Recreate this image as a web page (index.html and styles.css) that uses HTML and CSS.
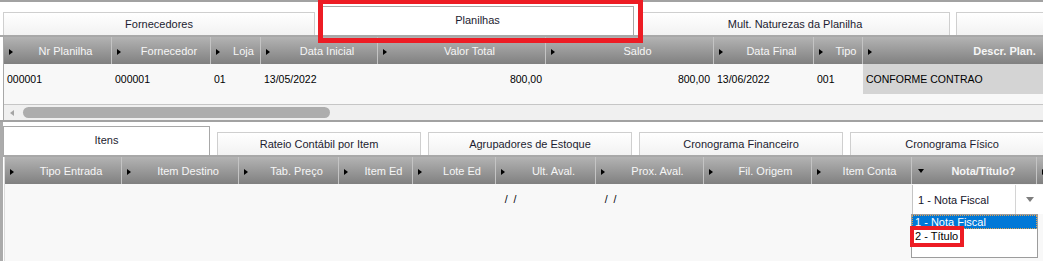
FILE: index.html
```html
<!DOCTYPE html>
<html lang="pt">
<head>
<meta charset="utf-8">
<title>Planilhas</title>
<link rel="stylesheet" href="styles.css">
</head>
<body>
<div class="screen">
  <div class="topline"></div>
  <section class="panel panel-top">
    <div class="tabs tabs-top">
      <div class="tab tt1">Fornecedores</div>
      <div class="tab sel tt2">Planilhas</div>
      <div class="tab tt3">Mult. Naturezas da Planilha</div>
      <div class="tab tt4"></div>
    </div>
    <div class="tabline"></div>
    <div class="grid grid-top">
      <div class="gh cols-top">
        <div class="hc"><i class="tri"></i><span>Nr Planilha</span></div>
        <div class="hc"><i class="tri"></i><span>Fornecedor</span></div>
        <div class="hc"><i class="tri"></i><span>Loja</span></div>
        <div class="hc"><i class="tri"></i><span>Data Inicial</span></div>
        <div class="hc"><i class="tri"></i><span>Valor Total</span></div>
        <div class="hc"><i class="tri"></i><span>Saldo</span></div>
        <div class="hc"><i class="tri"></i><span>Data Final</span></div>
        <div class="hc"><i class="tri"></i><span>Tipo</span></div>
        <div class="hc bold"><i class="tri"></i><span>Descr. Plan.</span></div>
      </div>
      <div class="gbody gbody-top">
        <div class="row cols-top">
          <div class="cell">000001</div>
          <div class="cell">000001</div>
          <div class="cell">01</div>
          <div class="cell">13/05/2022</div>
          <div class="cell num">800,00</div>
          <div class="cell num">800,00</div>
          <div class="cell">13/06/2022</div>
          <div class="cell">001</div>
          <div class="cell selcell">CONFORME CONTRAO</div>
        </div>
      </div>
      <div class="hscroll">
        <i class="sarrow"></i>
        <div class="thumb"></div>
      </div>
    </div>
  </section>
  <div class="sep"></div>
  <section class="panel panel-bottom">
    <div class="tabs tabs-bottom">
      <div class="tab sel tb1">Itens</div>
      <div class="tab tb2">Rateio Contábil por Item</div>
      <div class="tab tb2">Agrupadores de Estoque</div>
      <div class="tab tb2">Cronograma Financeiro</div>
      <div class="tab tb2">Cronograma Físico</div>
    </div>
    <div class="tabline"></div>
    <div class="grid grid-bottom">
      <div class="gh cols-bottom">
        <div class="hc"><i class="tri"></i><span>Tipo Entrada</span></div>
        <div class="hc"><i class="tri"></i><span>Item Destino</span></div>
        <div class="hc"><i class="tri"></i><span>Tab. Preço</span></div>
        <div class="hc"><i class="tri"></i><span>Item Ed</span></div>
        <div class="hc"><i class="tri"></i><span>Lote Ed</span></div>
        <div class="hc"><i class="tri"></i><span>Ult. Aval.</span></div>
        <div class="hc"><i class="tri"></i><span>Prox. Aval.</span></div>
        <div class="hc"><i class="tri"></i><span>Fil. Origem</span></div>
        <div class="hc"><i class="tri"></i><span>Item Conta</span></div>
        <div class="hc bold"><i class="tri-down"></i><span>Nota/Título?</span></div>
        <div class="hc"><i class="tri"></i><span></span></div>
      </div>
      <div class="gbody gbody-bottom">
        <div class="row cols-bottom">
          <div class="cell"></div>
          <div class="cell"></div>
          <div class="cell"></div>
          <div class="cell"></div>
          <div class="cell"></div>
          <div class="cell date">  /  /</div>
          <div class="cell date">  /  /</div>
          <div class="cell"></div>
          <div class="cell"></div>
          <div class="cell combo-cell">
            <div class="combo">
              <div class="combo-text">1 - Nota Fiscal</div>
              <div class="combo-btn"><i class="combo-arrow"></i></div>
            </div>
          </div>
          <div class="cell"></div>
        </div>
      </div>
    </div>
  </section>

  <ul class="dropdown">
    <li class="opt active">1 - Nota Fiscal</li>
    <li class="opt">2 - Título</li>
  </ul>
  <div class="mark mark-tab"></div>
  <div class="mark mark-opt"></div>
</div>
</body>
</html>
```

FILE: styles.css
```css
* { box-sizing: border-box; }

html, body {
  margin: 0;
  padding: 0;
  background: #ffffff;
}

body {
  font-family: "Liberation Sans", Arial, sans-serif;
  font-size: 11px;
  color: #000;
}

.screen {
  position: relative;
  width: 1043px;
  height: 261px;
  overflow: hidden;
  background: #ffffff;
}

.topline {
  height: 2px;
  background: #a2a2a2;
}

.tabs {
  display: flex;
  align-items: flex-end;
  height: 33px;
  padding-left: 3px;
  white-space: nowrap;
}

.tabs-top { gap: 6px; }
.tabs-bottom { gap: 7px; padding-left: 0; }

.tab {
  flex: none;
  height: 23px;
  border: 1px solid #cfcfcf;
  border-bottom: none;
  background: linear-gradient(#ffffff, #f2f2f2);
  display: flex;
  align-items: center;
  justify-content: center;
  color: #1c1c30;
  font-size: 11px;
}

.tab.sel {
  height: 29px;
  background: #ffffff;
  border-color: #a8a8a8;
  padding-bottom: 2px;
}

.tt1 { width: 312px; }
.tt2 { width: 313px; }
.tt3 { width: 310px; }
.tt4 { width: 310px; }

.tb1 { width: 207px; }
.tb2 { width: 204px; }

.tabline {
  height: 2px;
  background: #a8a8a8;
}

.grid {
  border-left: 1px solid #a8a8a8;
  margin-left: 3px;
}

.cols-top {
  display: grid;
  grid-template-columns: 108px 99px 50px 117px 168px 168px 100px 49px 268px;
}

.cols-bottom {
  display: grid;
  grid-template-columns: 117px 117px 100px 74px 83px 100px 108px 108px 100px 125px 40px;
}

.gh {
  height: 27px;
  background: linear-gradient(#b3b3b3 0%, #979797 55%, #808080 100%);
  color: #f6f6f6;
}

.hc {
  display: flex;
  align-items: center;
  padding-left: 5px;
  border-right: 1px solid #c4c4c4;
  white-space: nowrap;
  overflow: hidden;
  font-size: 11px;
}

.hc span {
  flex: 1;
  text-align: center;
  padding-left: 7px;
}

.hc.bold { font-weight: bold; }

.tri {
  flex: none;
  width: 0;
  height: 0;
  border-left: 4px solid #000;
  border-top: 3px solid transparent;
  border-bottom: 3px solid transparent;
  margin-top: 2px;
}

.tri-down {
  flex: none;
  width: 0;
  height: 0;
  border-top: 4px solid #000;
  border-left: 3.5px solid transparent;
  border-right: 3.5px solid transparent;
  margin-left: 1px;
}

.gbody {
  background: #f8f8f8;
}

.gbody-top { height: 40px; }
.gbody-bottom { height: 77px; }

.row {
  height: 30px;
}

.cell {
  display: flex;
  align-items: center;
  padding-left: 3px;
  white-space: nowrap;
  font-size: 10.5px;
  color: #000;
}

.cell.num {
  justify-content: flex-end;
  padding-right: 4px;
}

.cell.selcell {
  background: #d4d4d4;
}

.cell.date {
  white-space: pre;
}

.hscroll {
  height: 16px;
  border-top: 1px solid #c6c6c6;
  background: #f0f0f0;
  display: flex;
  align-items: center;
  padding-left: 6px;
}

.sarrow {
  flex: none;
  width: 0;
  height: 0;
  border-right: 4px solid #a4a4a4;
  border-top: 3px solid transparent;
  border-bottom: 3px solid transparent;
}

.thumb {
  flex: none;
  width: 307px;
  height: 11px;
  margin-left: 9px;
  border-radius: 5.5px;
  background: #adadad;
}

.sep {
  height: 2px;
  background: #a2a2a2;
}

.panel-bottom {
  border-left: 3px solid #ababab;
  height: 139px;
}

.grid-bottom {
  margin-left: 1px;
  border-left: 1px solid #dcdcdc;
}

.combo-cell {
  align-items: flex-start;
  padding-left: 0;
  overflow: visible;
}

.combo {
  flex: none;
  width: 131px;
  height: 29px;
  margin-top: 1px;
  background: #ffffff;
  border-left: 1px solid #c4c4c4;
  display: flex;
}

.combo-text {
  width: 103px;
  border-right: 1px solid #d4d4d4;
  padding-left: 5px;
  display: flex;
  align-items: center;
  font-size: 11px;
  color: #14142a;
}

.combo-btn {
  flex: 1;
  display: flex;
  align-items: center;
  justify-content: center;
}

.combo-arrow {
  width: 0;
  height: 0;
  border-top: 5px solid #7e7e7e;
  border-left: 4px solid transparent;
  border-right: 4px solid transparent;
}

.dropdown {
  position: absolute;
  left: 911px;
  top: 214px;
  width: 127px;
  height: 44px;
  margin: 0;
  padding: 0;
  list-style: none;
  background: #ffffff;
  border: 1px solid #9c9c9c;
  font-size: 11px;
}

.opt {
  height: 14px;
  line-height: 14px;
  padding-left: 3px;
  color: #000;
  white-space: nowrap;
}

.opt.active {
  background: #0078d7;
  color: #ffffff;
  outline: 1px dotted #e0a050;
  outline-offset: -1px;
}

.mark {
  position: absolute;
  border-style: solid;
  border-color: #ed1c24;
}

.mark-tab {
  left: 318px;
  top: -1px;
  width: 325px;
  height: 44px;
  border-width: 5px;
}

.mark-opt {
  left: 910px;
  top: 226px;
  width: 54px;
  height: 21px;
  border-width: 4px;
}
```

---------------

Going through the lines above one by one, tally those with the word "styles" and give only the total.

REPLY TO THE TASK:
3